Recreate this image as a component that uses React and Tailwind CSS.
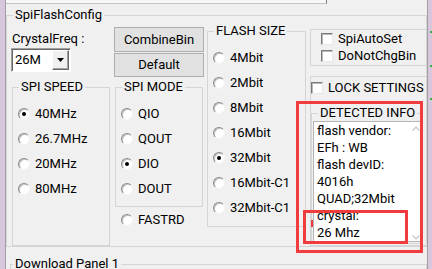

--

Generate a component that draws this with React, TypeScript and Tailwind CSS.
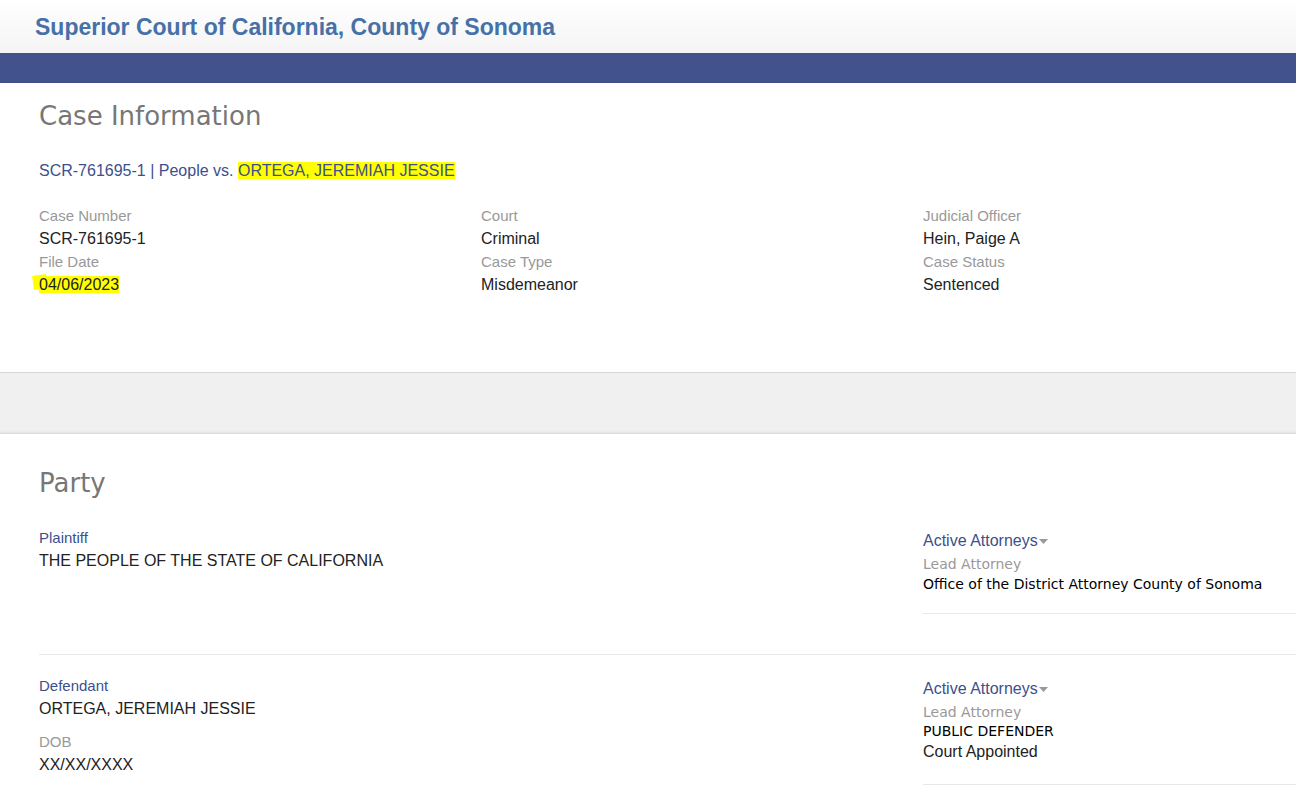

...

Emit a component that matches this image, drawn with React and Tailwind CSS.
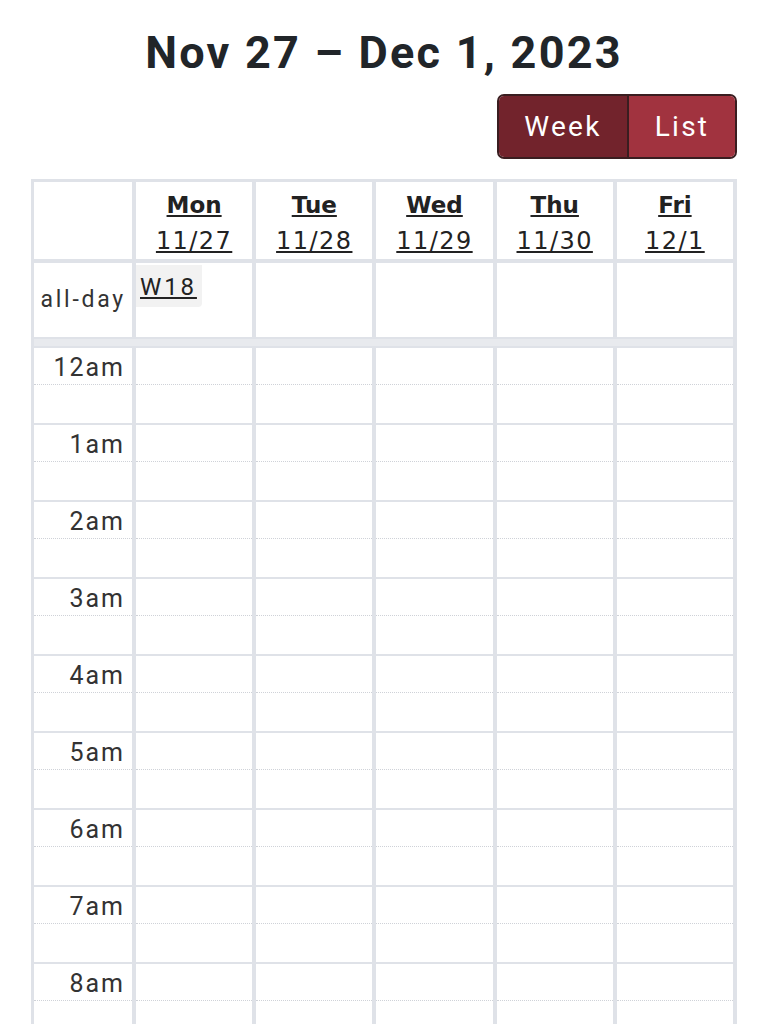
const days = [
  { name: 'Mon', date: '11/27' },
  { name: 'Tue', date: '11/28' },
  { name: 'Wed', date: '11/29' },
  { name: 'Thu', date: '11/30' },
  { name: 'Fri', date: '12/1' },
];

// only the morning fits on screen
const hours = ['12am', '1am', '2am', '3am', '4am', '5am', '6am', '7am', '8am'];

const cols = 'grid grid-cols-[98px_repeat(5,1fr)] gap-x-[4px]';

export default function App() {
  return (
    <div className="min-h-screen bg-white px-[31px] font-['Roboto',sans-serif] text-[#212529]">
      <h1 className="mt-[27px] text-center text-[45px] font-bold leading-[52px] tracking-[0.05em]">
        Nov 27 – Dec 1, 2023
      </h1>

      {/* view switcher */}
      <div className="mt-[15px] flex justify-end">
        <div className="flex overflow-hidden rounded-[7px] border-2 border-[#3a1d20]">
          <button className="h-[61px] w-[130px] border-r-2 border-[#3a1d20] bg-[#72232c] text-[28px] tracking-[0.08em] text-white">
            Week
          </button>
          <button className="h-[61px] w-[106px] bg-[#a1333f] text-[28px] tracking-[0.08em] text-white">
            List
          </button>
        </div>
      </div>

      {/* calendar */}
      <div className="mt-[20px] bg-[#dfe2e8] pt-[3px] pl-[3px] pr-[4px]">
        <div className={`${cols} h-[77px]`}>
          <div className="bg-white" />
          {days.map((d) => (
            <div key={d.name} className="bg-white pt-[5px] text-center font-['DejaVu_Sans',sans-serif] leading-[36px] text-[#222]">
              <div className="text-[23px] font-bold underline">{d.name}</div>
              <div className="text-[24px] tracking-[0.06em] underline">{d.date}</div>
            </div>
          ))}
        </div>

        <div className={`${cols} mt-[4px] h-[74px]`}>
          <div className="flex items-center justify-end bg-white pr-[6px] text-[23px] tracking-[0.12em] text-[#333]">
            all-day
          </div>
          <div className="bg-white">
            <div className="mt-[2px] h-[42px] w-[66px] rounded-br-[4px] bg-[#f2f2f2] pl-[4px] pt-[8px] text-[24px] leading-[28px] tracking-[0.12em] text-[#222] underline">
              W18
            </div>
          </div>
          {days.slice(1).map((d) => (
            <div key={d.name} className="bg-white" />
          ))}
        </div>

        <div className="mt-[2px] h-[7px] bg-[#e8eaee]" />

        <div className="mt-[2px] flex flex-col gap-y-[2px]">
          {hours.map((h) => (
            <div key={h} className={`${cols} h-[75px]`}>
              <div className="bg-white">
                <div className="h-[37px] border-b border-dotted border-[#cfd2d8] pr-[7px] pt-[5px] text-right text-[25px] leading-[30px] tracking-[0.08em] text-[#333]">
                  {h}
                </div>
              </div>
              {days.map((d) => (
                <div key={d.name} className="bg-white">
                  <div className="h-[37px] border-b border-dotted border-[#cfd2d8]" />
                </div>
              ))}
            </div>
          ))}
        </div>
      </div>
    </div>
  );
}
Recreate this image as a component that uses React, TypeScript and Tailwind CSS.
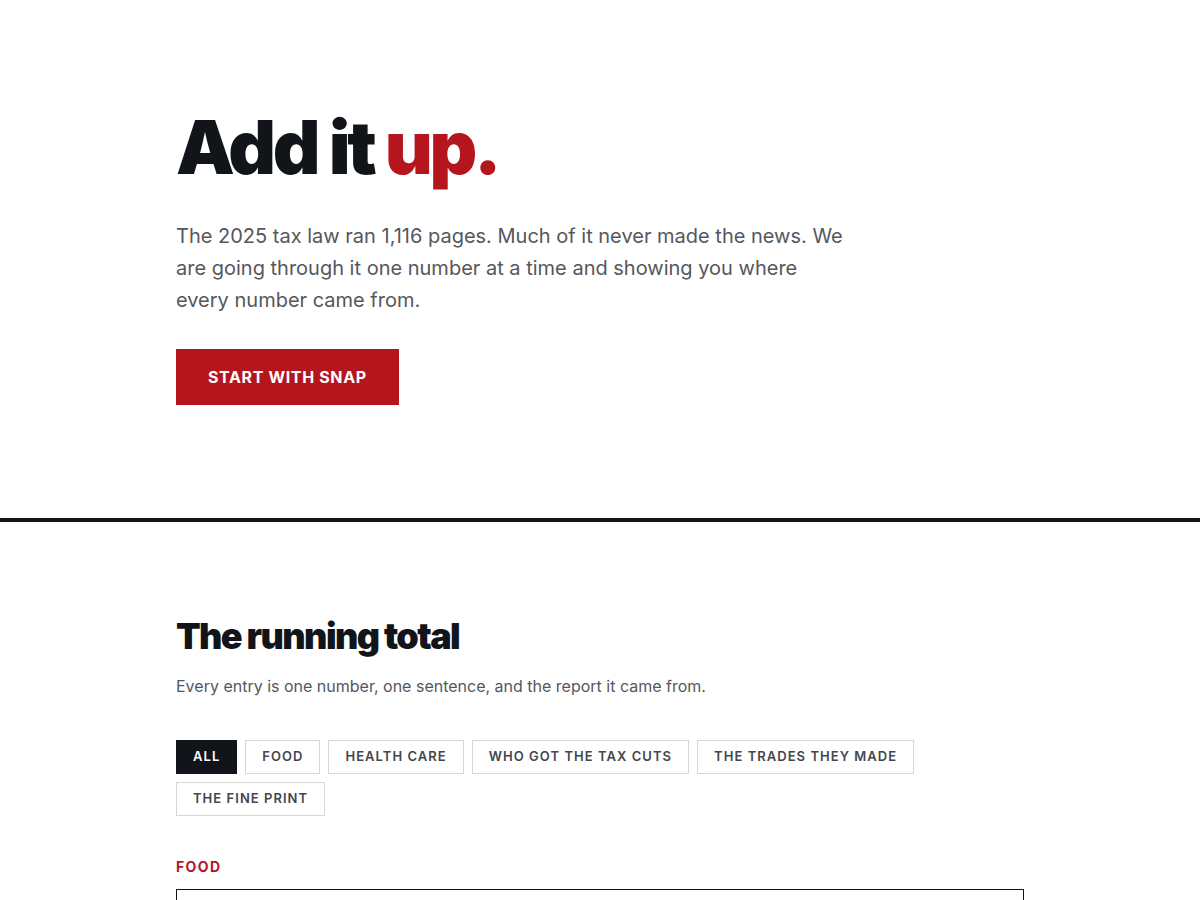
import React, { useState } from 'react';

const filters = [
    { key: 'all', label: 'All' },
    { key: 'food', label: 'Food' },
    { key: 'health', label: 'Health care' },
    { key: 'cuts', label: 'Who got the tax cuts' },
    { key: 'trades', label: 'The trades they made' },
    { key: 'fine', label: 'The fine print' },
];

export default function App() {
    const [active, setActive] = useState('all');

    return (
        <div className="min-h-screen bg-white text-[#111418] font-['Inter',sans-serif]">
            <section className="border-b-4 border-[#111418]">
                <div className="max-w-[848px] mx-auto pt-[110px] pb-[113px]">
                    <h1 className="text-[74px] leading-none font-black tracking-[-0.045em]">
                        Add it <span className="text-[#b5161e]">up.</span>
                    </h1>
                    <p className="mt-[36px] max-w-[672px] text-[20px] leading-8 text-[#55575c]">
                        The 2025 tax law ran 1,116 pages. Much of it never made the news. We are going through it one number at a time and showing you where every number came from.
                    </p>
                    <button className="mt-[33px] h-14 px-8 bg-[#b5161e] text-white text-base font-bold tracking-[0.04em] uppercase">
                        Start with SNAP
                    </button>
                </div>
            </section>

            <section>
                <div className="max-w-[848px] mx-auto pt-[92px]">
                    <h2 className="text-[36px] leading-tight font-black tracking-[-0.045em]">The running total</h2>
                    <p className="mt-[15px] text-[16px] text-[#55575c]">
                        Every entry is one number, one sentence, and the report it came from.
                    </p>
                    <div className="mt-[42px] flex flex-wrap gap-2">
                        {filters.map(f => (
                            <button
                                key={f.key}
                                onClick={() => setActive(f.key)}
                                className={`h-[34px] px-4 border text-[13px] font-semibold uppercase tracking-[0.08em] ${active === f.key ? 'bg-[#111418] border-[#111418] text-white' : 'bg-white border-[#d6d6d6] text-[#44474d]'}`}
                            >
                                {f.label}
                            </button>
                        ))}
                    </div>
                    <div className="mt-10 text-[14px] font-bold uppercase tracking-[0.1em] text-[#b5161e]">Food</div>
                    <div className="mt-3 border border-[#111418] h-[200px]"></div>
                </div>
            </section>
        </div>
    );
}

● GOAL: From the line that has "Emit a component" through the line that has "const cols = 'grid", reproduce each line exactly as it stands and nothing else; do not include any pictures.

● TASK SOLUTION:
Emit a component that matches this image, drawn with React and Tailwind CSS.
const days = [
  { name: 'Mon', date: '11/27' },
  { name: 'Tue', date: '11/28' },
  { name: 'Wed', date: '11/29' },
  { name: 'Thu', date: '11/30' },
  { name: 'Fri', date: '12/1' },
];

// only the morning fits on screen
const hours = ['12am', '1am', '2am', '3am', '4am', '5am', '6am', '7am', '8am'];

const cols = 'grid grid-cols-[98px_repeat(5,1fr)] gap-x-[4px]';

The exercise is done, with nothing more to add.